### RECORDED DATA
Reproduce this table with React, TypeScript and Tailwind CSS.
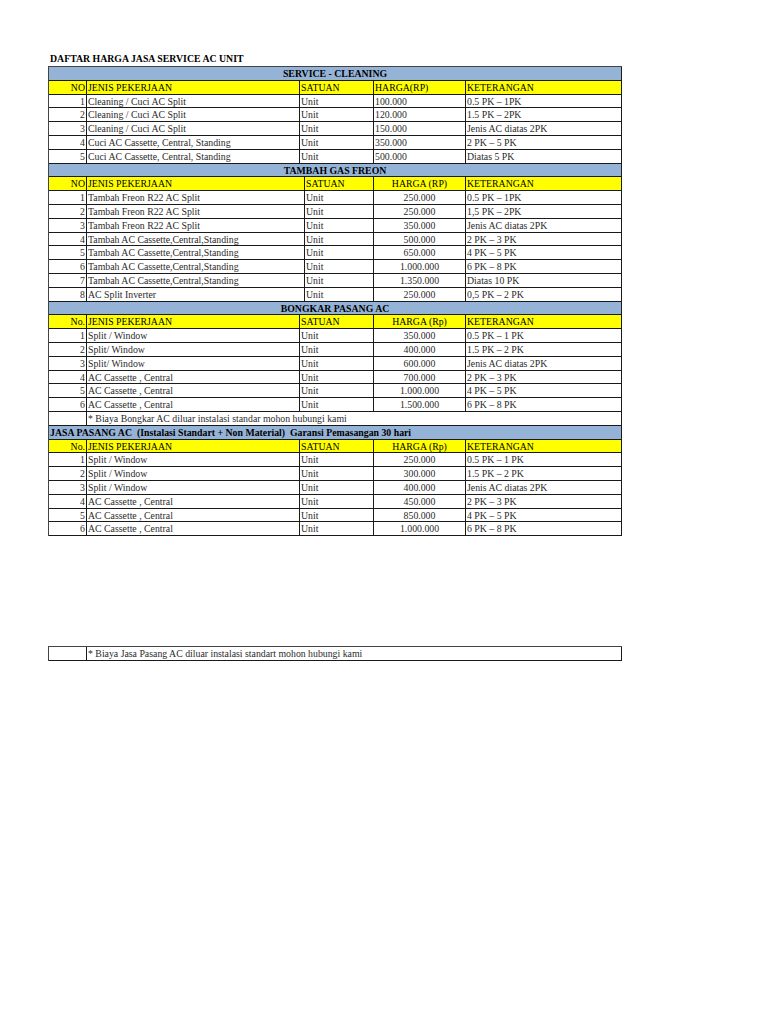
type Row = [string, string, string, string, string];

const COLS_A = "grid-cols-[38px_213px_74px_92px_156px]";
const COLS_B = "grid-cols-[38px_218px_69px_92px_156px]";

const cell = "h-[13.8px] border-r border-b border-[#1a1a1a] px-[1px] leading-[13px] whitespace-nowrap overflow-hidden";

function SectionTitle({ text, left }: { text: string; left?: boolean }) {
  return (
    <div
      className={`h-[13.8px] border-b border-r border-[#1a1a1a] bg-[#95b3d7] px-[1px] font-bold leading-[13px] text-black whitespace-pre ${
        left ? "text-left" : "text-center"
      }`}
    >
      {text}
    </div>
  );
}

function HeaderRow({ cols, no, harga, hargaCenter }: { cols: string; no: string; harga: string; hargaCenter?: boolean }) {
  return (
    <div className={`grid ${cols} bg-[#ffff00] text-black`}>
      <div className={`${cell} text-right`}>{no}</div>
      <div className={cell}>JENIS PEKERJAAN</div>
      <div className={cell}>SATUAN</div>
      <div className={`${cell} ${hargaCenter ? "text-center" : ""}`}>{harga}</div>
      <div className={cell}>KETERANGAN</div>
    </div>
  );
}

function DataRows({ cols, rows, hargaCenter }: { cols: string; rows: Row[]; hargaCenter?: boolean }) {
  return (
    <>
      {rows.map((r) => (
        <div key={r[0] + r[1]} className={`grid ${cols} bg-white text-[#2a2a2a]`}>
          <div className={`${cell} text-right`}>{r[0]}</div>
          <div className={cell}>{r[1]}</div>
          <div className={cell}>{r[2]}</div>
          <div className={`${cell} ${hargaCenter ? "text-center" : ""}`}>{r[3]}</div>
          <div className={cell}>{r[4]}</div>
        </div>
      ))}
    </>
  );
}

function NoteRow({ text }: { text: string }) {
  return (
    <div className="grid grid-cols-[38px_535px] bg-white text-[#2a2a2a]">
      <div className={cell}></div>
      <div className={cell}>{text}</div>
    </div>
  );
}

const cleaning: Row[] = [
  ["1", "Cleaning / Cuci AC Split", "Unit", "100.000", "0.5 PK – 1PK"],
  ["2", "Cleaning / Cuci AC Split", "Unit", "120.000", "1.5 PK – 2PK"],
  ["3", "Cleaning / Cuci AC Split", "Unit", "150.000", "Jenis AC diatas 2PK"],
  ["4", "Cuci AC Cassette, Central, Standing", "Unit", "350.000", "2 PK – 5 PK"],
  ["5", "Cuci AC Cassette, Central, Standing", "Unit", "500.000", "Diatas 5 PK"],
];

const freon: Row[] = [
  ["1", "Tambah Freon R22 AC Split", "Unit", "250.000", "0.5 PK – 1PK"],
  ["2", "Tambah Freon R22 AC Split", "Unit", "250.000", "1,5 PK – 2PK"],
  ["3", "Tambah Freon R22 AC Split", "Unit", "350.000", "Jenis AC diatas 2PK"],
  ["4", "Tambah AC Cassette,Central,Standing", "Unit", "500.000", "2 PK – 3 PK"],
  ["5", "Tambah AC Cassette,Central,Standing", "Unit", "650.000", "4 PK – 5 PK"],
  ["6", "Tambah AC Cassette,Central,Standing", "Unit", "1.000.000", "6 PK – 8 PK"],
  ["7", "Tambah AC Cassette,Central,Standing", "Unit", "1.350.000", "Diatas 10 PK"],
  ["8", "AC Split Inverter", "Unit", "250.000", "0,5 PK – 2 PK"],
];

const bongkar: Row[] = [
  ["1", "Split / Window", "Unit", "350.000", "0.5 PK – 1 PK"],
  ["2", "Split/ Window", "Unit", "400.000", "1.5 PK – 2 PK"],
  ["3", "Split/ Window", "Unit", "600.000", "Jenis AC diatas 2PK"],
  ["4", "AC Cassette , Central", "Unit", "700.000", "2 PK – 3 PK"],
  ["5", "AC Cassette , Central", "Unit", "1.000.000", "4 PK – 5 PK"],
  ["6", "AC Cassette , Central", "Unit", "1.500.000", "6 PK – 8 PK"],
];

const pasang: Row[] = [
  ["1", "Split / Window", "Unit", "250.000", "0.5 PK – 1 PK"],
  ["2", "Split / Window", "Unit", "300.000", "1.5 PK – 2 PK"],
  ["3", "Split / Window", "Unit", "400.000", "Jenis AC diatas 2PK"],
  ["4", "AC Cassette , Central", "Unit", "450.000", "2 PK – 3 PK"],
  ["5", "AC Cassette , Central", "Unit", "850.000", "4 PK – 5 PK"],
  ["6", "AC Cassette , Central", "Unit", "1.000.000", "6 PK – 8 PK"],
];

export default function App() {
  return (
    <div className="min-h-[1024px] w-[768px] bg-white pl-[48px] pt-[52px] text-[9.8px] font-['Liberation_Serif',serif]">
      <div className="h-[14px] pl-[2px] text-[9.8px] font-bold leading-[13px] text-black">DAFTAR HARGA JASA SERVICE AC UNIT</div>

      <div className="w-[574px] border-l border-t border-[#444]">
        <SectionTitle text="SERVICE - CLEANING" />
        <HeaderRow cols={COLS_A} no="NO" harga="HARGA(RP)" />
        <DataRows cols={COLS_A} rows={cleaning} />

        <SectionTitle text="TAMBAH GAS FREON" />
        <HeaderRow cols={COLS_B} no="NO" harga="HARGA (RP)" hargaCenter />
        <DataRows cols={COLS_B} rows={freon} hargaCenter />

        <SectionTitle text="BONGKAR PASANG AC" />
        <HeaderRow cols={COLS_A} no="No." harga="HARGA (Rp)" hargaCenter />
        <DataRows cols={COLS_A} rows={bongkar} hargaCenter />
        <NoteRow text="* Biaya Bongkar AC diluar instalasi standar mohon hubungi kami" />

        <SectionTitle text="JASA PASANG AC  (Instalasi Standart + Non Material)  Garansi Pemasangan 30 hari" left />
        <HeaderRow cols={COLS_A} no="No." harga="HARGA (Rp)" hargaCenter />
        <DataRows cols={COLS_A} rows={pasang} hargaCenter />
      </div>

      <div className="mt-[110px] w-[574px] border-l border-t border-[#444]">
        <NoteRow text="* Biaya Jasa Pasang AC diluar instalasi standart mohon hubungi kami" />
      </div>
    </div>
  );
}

### INSTRUCTIONS FOR THE TASK
Give an exact reproduction of every line, leaving out any picture.

### SOLUTION FOR THIS TASK
Reproduce this table with React, TypeScript and Tailwind CSS.
type Row = [string, string, string, string, string];

const COLS_A = "grid-cols-[38px_213px_74px_92px_156px]";
const COLS_B = "grid-cols-[38px_218px_69px_92px_156px]";

const cell = "h-[13.8px] border-r border-b border-[#1a1a1a] px-[1px] leading-[13px] whitespace-nowrap overflow-hidden";

function SectionTitle({ text, left }: { text: string; left?: boolean }) {
  return (
    <div
      className={`h-[13.8px] border-b border-r border-[#1a1a1a] bg-[#95b3d7] px-[1px] font-bold leading-[13px] text-black whitespace-pre ${
        left ? "text-left" : "text-center"
      }`}
    >
      {text}
    </div>
  );
}

function HeaderRow({ cols, no, harga, hargaCenter }: { cols: string; no: string; harga: string; hargaCenter?: boolean }) {
  return (
    <div className={`grid ${cols} bg-[#ffff00] text-black`}>
      <div className={`${cell} text-right`}>{no}</div>
      <div className={cell}>JENIS PEKERJAAN</div>
      <div className={cell}>SATUAN</div>
      <div className={`${cell} ${hargaCenter ? "text-center" : ""}`}>{harga}</div>
      <div className={cell}>KETERANGAN</div>
    </div>
  );
}

function DataRows({ cols, rows, hargaCenter }: { cols: string; rows: Row[]; hargaCenter?: boolean }) {
  return (
    <>
      {rows.map((r) => (
        <div key={r[0] + r[1]} className={`grid ${cols} bg-white text-[#2a2a2a]`}>
          <div className={`${cell} text-right`}>{r[0]}</div>
          <div className={cell}>{r[1]}</div>
          <div className={cell}>{r[2]}</div>
          <div className={`${cell} ${hargaCenter ? "text-center" : ""}`}>{r[3]}</div>
          <div className={cell}>{r[4]}</div>
        </div>
      ))}
    </>
  );
}

function NoteRow({ text }: { text: string }) {
  return (
    <div className="grid grid-cols-[38px_535px] bg-white text-[#2a2a2a]">
      <div className={cell}></div>
      <div className={cell}>{text}</div>
    </div>
  );
}

const cleaning: Row[] = [
  ["1", "Cleaning / Cuci AC Split", "Unit", "100.000", "0.5 PK – 1PK"],
  ["2", "Cleaning / Cuci AC Split", "Unit", "120.000", "1.5 PK – 2PK"],
  ["3", "Cleaning / Cuci AC Split", "Unit", "150.000", "Jenis AC diatas 2PK"],
  ["4", "Cuci AC Cassette, Central, Standing", "Unit", "350.000", "2 PK – 5 PK"],
  ["5", "Cuci AC Cassette, Central, Standing", "Unit", "500.000", "Diatas 5 PK"],
];

const freon: Row[] = [
  ["1", "Tambah Freon R22 AC Split", "Unit", "250.000", "0.5 PK – 1PK"],
  ["2", "Tambah Freon R22 AC Split", "Unit", "250.000", "1,5 PK – 2PK"],
  ["3", "Tambah Freon R22 AC Split", "Unit", "350.000", "Jenis AC diatas 2PK"],
  ["4", "Tambah AC Cassette,Central,Standing", "Unit", "500.000", "2 PK – 3 PK"],
  ["5", "Tambah AC Cassette,Central,Standing", "Unit", "650.000", "4 PK – 5 PK"],
  ["6", "Tambah AC Cassette,Central,Standing", "Unit", "1.000.000", "6 PK – 8 PK"],
  ["7", "Tambah AC Cassette,Central,Standing", "Unit", "1.350.000", "Diatas 10 PK"],
  ["8", "AC Split Inverter", "Unit", "250.000", "0,5 PK – 2 PK"],
];

const bongkar: Row[] = [
  ["1", "Split / Window", "Unit", "350.000", "0.5 PK – 1 PK"],
  ["2", "Split/ Window", "Unit", "400.000", "1.5 PK – 2 PK"],
  ["3", "Split/ Window", "Unit", "600.000", "Jenis AC diatas 2PK"],
  ["4", "AC Cassette , Central", "Unit", "700.000", "2 PK – 3 PK"],
  ["5", "AC Cassette , Central", "Unit", "1.000.000", "4 PK – 5 PK"],
  ["6", "AC Cassette , Central", "Unit", "1.500.000", "6 PK – 8 PK"],
];

const pasang: Row[] = [
  ["1", "Split / Window", "Unit", "250.000", "0.5 PK – 1 PK"],
  ["2", "Split / Window", "Unit", "300.000", "1.5 PK – 2 PK"],
  ["3", "Split / Window", "Unit", "400.000", "Jenis AC diatas 2PK"],
  ["4", "AC Cassette , Central", "Unit", "450.000", "2 PK – 3 PK"],
  ["5", "AC Cassette , Central", "Unit", "850.000", "4 PK – 5 PK"],
  ["6", "AC Cassette , Central", "Unit", "1.000.000", "6 PK – 8 PK"],
];

export default function App() {
  return (
    <div className="min-h-[1024px] w-[768px] bg-white pl-[48px] pt-[52px] text-[9.8px] font-['Liberation_Serif',serif]">
      <div className="h-[14px] pl-[2px] text-[9.8px] font-bold leading-[13px] text-black">DAFTAR HARGA JASA SERVICE AC UNIT</div>

      <div className="w-[574px] border-l border-t border-[#444]">
        <SectionTitle text="SERVICE - CLEANING" />
        <HeaderRow cols={COLS_A} no="NO" harga="HARGA(RP)" />
        <DataRows cols={COLS_A} rows={cleaning} />

        <SectionTitle text="TAMBAH GAS FREON" />
        <HeaderRow cols={COLS_B} no="NO" harga="HARGA (RP)" hargaCenter />
        <DataRows cols={COLS_B} rows={freon} hargaCenter />

        <SectionTitle text="BONGKAR PASANG AC" />
        <HeaderRow cols={COLS_A} no="No." harga="HARGA (Rp)" hargaCenter />
        <DataRows cols={COLS_A} rows={bongkar} hargaCenter />
        <NoteRow text="* Biaya Bongkar AC diluar instalasi standar mohon hubungi kami" />

        <SectionTitle text="JASA PASANG AC  (Instalasi Standart + Non Material)  Garansi Pemasangan 30 hari" left />
        <HeaderRow cols={COLS_A} no="No." harga="HARGA (Rp)" hargaCenter />
        <DataRows cols={COLS_A} rows={pasang} hargaCenter />
      </div>

      <div className="mt-[110px] w-[574px] border-l border-t border-[#444]">
        <NoteRow text="* Biaya Jasa Pasang AC diluar instalasi standart mohon hubungi kami" />
      </div>
    </div>
  );
}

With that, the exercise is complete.